Combining New York's primary elections would be a costly and potentially confusing development for voters as elections officials are already planning two primaries in June and August, a top state elections official in a legal brief filed this week said. 

The filing from State Board of Elections Co-Executive Director Kristen Zebrowski Stavisky was made in response to a League of Women Voters-backed lawsuit that seeks to combine New York's two primaries to a single, unified date on Aug. 23.

The primaries for the state Senate and U.S. House races were moved to August after New York's top court determined the legislative boundaries drawn by state lawmakers were unconstitutional. Primaries for the state Assembly and statewide races will remain on June 28.

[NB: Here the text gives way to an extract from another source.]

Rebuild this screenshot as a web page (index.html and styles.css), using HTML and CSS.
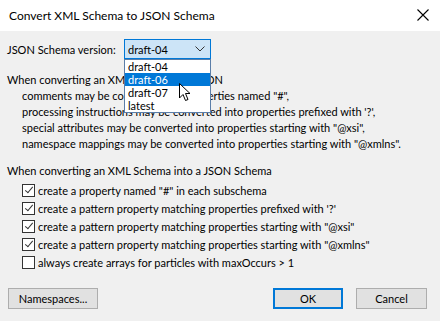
FILE: index.html
```html
<!DOCTYPE html>
<html>
<head>
<meta charset="utf-8">
<link rel="stylesheet" href="styles.css">
</head>
<body>
<div class="window">
  <div class="titlebar">
    <span class="title">Convert XML Schema to JSON Schema</span>
    <svg class="close" width="12" height="12" viewBox="0 0 12 12"><path d="M0.5 0.5 L11.5 11.5 M11.5 0.5 L0.5 11.5" stroke="#000" stroke-width="1.1" fill="none"/></svg>
  </div>
  <div class="content">
    <div class="version-row">
      <span class="label">JSON Schema version:</span>
      <div class="combo">
        <span class="combo-text">draft-04</span>
        <svg class="chevron" width="10" height="6" viewBox="0 0 10 6"><path d="M0.5 0.5 L5 5 L9.5 0.5" stroke="#333" stroke-width="1" fill="none"/></svg>
        <div class="list">
          <div class="item">draft-04</div>
          <div class="item selected">draft-06</div>
          <div class="item">draft-07</div>
          <div class="item">latest</div>
        </div>
        <svg class="cursor" width="14" height="20" viewBox="0 0 14 20"><path d="M1.5 1.5 L1.5 16 L5 12.5 L7.5 18.5 L10 17.5 L7.5 11.5 L12 11.5 Z" fill="#fff" stroke="#000" stroke-width="1" stroke-linejoin="miter"/></svg>
      </div>
    </div>
    <div class="para">
      <div class="line">When converting an XML Schema into JSON</div>
      <div class="line indent">comments may be converted into properties named "#",</div>
      <div class="line indent">processing instructions may be converted into properties prefixed with '?',</div>
      <div class="line indent">special attributes may be converted into properties starting with "@xsi",</div>
      <div class="line indent">namespace mappings may be converted into properties starting with "@xmlns".</div>
    </div>
    <div class="para2">
      <div class="line">When converting an XML Schema into a JSON Schema</div>
    </div>
    <div class="checks">
      <label class="check"><span class="box on"></span>create a property named "#" in each subschema</label>
      <label class="check"><span class="box on"></span>create a pattern property matching properties prefixed with '?'</label>
      <label class="check"><span class="box on"></span>create a pattern property matching properties starting with "@xsi"</label>
      <label class="check"><span class="box on"></span>create a pattern property matching properties starting with "@xmlns"</label>
      <label class="check"><span class="box"></span>always create arrays for particles with maxOccurs &gt; 1</label>
    </div>
    <div class="buttons">
      <button class="btn ns">Namespaces...</button>
      <div class="spacer"></div>
      <button class="btn ok">OK</button>
      <button class="btn cancel">Cancel</button>
    </div>
  </div>
</div>
</body>
</html>
```
FILE: styles.css
```css
html, body {
  margin: 0;
  padding: 0;
}
body {
  width: 440px;
  height: 321px;
  overflow: hidden;
  font-family: "Lato", "Open Sans", sans-serif;
  font-size: 11px;
  color: #000;
  background: #f0f0f0;
}
.window {
  width: 440px;
  height: 321px;
  display: flex;
  flex-direction: column;
}
.titlebar {
  height: 31px;
  background: #fff;
  display: flex;
  align-items: center;
  padding: 0 11px 0 9px;
  box-sizing: border-box;
}
.title {
  flex: 1;
  font-size: 12px;
  margin-top: -1px;
  white-space: nowrap;
}
.close {
  display: block;
  margin-top: -1px;
}
.content {
  flex: 1;
  display: flex;
  flex-direction: column;
  padding: 8px 13px 0 7px;
}
.version-row {
  display: flex;
  align-items: center;
  height: 20px;
}
.label {
  width: 117px;
  white-space: nowrap;
}
.combo {
  position: relative;
  width: 87px;
  height: 20px;
  box-sizing: border-box;
  border: 1px solid #0078d7;
  background: #cce4f7;
  display: flex;
  align-items: center;
  padding: 0 0 0 3px;
}
.combo-text {
  flex: 1;
}
.chevron {
  margin-right: 5px;
}
.list {
  position: absolute;
  left: -1px;
  top: 19px;
  width: 87px;
  box-sizing: border-box;
  border: 1px solid #5b7ea8;
  background: #fff;
  z-index: 2;
}
.item {
  height: 13px;
  line-height: 13px;
  padding-left: 3px;
}
.item.selected {
  background: #0078d7;
  color: #fff;
}
.cursor {
  position: absolute;
  left: 53px;
  top: 42px;
  z-index: 3;
}
.para {
  margin-top: 13px;
}
.line {
  height: 16px;
  line-height: 16px;
  white-space: nowrap;
}
.indent {
  padding-left: 15px;
}
.para2 {
  margin-top: 11px;
}
.checks {
  margin-top: 2px;
  display: flex;
  flex-direction: column;
}
.check {
  height: 18px;
  display: flex;
  align-items: center;
  padding-left: 15px;
  white-space: nowrap;
}
.box {
  width: 13px;
  height: 13px;
  box-sizing: border-box;
  border: 1px solid #333;
  background: #fff;
  margin-right: 3px;
  position: relative;
  flex: none;
}
.box.on::after {
  content: "";
  position: absolute;
  left: 3.5px;
  top: 0.5px;
  width: 3px;
  height: 7px;
  border-right: 1.3px solid #333;
  border-bottom: 1.3px solid #333;
  transform: rotate(40deg);
}
.buttons {
  margin-top: 17px;
  display: flex;
  padding-left: 1px;
}
.spacer {
  flex: 1;
}
.btn {
  font-family: inherit;
  font-size: 11px;
  color: #000;
  height: 21px;
  box-sizing: border-box;
  background: #e1e1e1;
  border: 1px solid #adadad;
  padding: 0;
  margin: 0;
}
.ns {
  width: 90px;
}
.ok {
  width: 70px;
  border: 2px solid #0078d7;
}
.cancel {
  width: 71px;
  margin-left: 13px;
}
```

Two primaries will likely cost local elections officials more money to administer and prepare for, but Stavisky argues that reversing course now and moving all the primaries to August will sow further confusion.

Test ballots for pre-election testing have been printed in most counties, as well as New York City. Early voting election ballots for the primary have also been printed. 

"If the statewide candidates were to change now, the ability of boards of elections to timely test election machines for the remaining primaries would be imperiled," she wrote in the filing. "New York requires every voting machine to be programmed then tested with paper ballots to ensure the machines are tabulating ballots correctly. This is a time consuming but crucial process to ensure election integrity. A change to the ballot requires reprogramming voting machines, reprinting ballots and retesting machines."

Elections officials have already hired more than 50,000 poll workers and have scheduled them to work for early voting and the primary day itself, and allocations for vehicle rental and transportation of equipment to the polling sites have been approved. 

And local elections are already informing voters of the primary dates through the mail. 

"New York City and other boards have engaged media campaigns to inform voters about the multiple primaries and what contests will appear at which election," she wrote. "Undoing these communications will cause massive voter confusion."